Combining resources and working together makes more sense than trying to go it alone. That’s the driving belief behind the Interprofessional Education Collaborative push among the health sciences disciplines at the University of South Carolina. The overarching goal of the national initiative, led at USC by the Interprofessional Education for the Health Sciences Committee, is to find ways for students in medicine, nursing, pharmacy, physical therapy, public health, social work and speech-language pathology to learn from each other and become more efficient, effective health care professionals.
“If we don’t work as a team, then quality, safety and job satisfaction suffer,” says
Bev Baliko, an associate professor in the College of Nursing who has helped spearhead
the IPEC program. “Practices occur in silos and isolation. We don’t have true teamwork.”
The four core competencies of the national IPEC program stress mutual respect, defined responsibilities, communication and teamwork. Interprofessional opportunities include classes, clinical education, cocurricular activities and community engagement. USC strives to meet those competencies via course offerings, though coordinating the schedules of the 14,000 health science students across the USC system is a complicated endeavor.

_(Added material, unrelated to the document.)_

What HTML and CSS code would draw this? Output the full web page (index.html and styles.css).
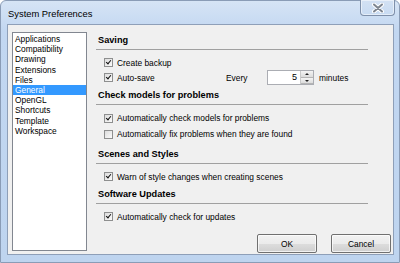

While more than 2,600 students have taken part in the introductory Transforming Health Care for the Future since 2012, other handson learning opportunities also provide valuable experience.
“We’re in our second year of an HIV interprofessional training grant that involves social work, pharmacy, nursing and medicine, with groups of students that train at two-week intervals in our infectious disease clinic,” Baliko says. “That’s going wonderfully well. Because they’re planning together and doing their assessments together, they see where their disciplines overlap, where they differ and where they can complement each other. Understanding builds respect.”
That speaks directly to an IPEC goal: to graduate competent health care professionals capable of entering any health care system and communicating with other professionals to improve patient outcomes. Other, more tactile aims of the USC push are to increase health sciences enrollment and to obtain external funding for education and research.
“I would love to be able to do more classes. We’re a huge university, though, and
some of our programs are really large,” Baliko says. “We have to look at what’s feasible.”
Additional clinical practice programs, for instance, would facilitate more opportunities for students, Baliko says. That, of course, would require additional funding for programs that largely involve graduate students. USC has 17 nationally ranked health science graduate programs as determined by U.S. News & World Report.
“If we want to recruit students and bill this as a strength, we need to have something to offer them, so they can continue to learn with, from and about each other,” Baliko says.
In April, Baliko and four other IPEC committee members attended training in Charlottesville, and as the fall semester approached, committee members sat down for planning sessions to assess the program’s progress.
“It’s an evolving thing. We look at the facilitator feedback and student feedback and try to meet needs,” Baliko says. “We’re way more alike than different, especially in our goals and some of the things that we do. If we understand that, we can better work together to achieve a broader goal.”